70歳夫婦の「穏やかな日々」が終わりを告げる

郊外の戸建に住む70歳のAさんと妻Bさん。10年前、Aさんが定年退職してからは、自家用車の買い換えや夫婦での旅行など、穏やかな老後を満喫していました。

そんなある日、夫婦は近所の人が「家の段差で転んでその後寝たきりになった」という話を聞き、「うちも他人事ではない」と、40年前に購入した自宅のバリアフリー化を思い立ちます。

夫婦はそれまで、1,000万円の貯金に手をつけることなく、月23万円の老齢厚生年金で生活をしてきました。そこで、リフォーム費用はこの貯金から捻出しようと考えます。

そんな矢先、都内の会社に勤めるひとり息子のCさん(39歳)から1本の電話がかかってきました。

「仕事を辞めたからしばらく実家に住まわせて」

夫婦が驚いてワケを聞くと、上司のパワハラがきっかけでうつ病となり退職し、療養をするため実家に戻りたいとのことです。

Cさんは、勤務先から若干の退職金が支給されます。また、労災保険の休業補償給付を申請していますが、しばらく休んだらまた働くとのことでした。とはいえ、いつから働けるか目途が立たない状況です。

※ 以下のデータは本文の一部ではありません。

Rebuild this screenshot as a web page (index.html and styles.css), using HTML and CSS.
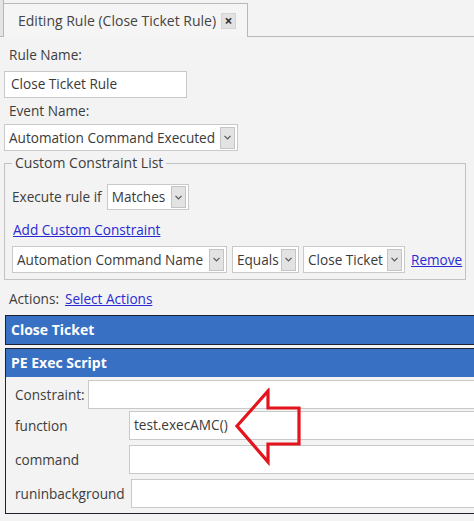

そこで夫婦は、無職の息子との生活を踏まえて「リフォームにいくら使えるのか」「今後の収支はどうすればいいのか」をFPに相談しました。

リフォームは白紙に

「息子が受け取る退職金や休業補償、失業給付などのお金は、息子が今後またひとりで生活するときの資金として手をつけずに貯めておきたいんです。私たち夫婦のお金で、3人が暮らすためのシミュレーションをお願いします」

夫婦からそう依頼されたFPが試算した結果、家計支出を減額するにも限度があり、リフォームをするどころか、あと15年ほどで家計が破産しかねない状況です。

そのため夫婦は「息子のためだから仕方がない」と、リフォームを諦めたのでした。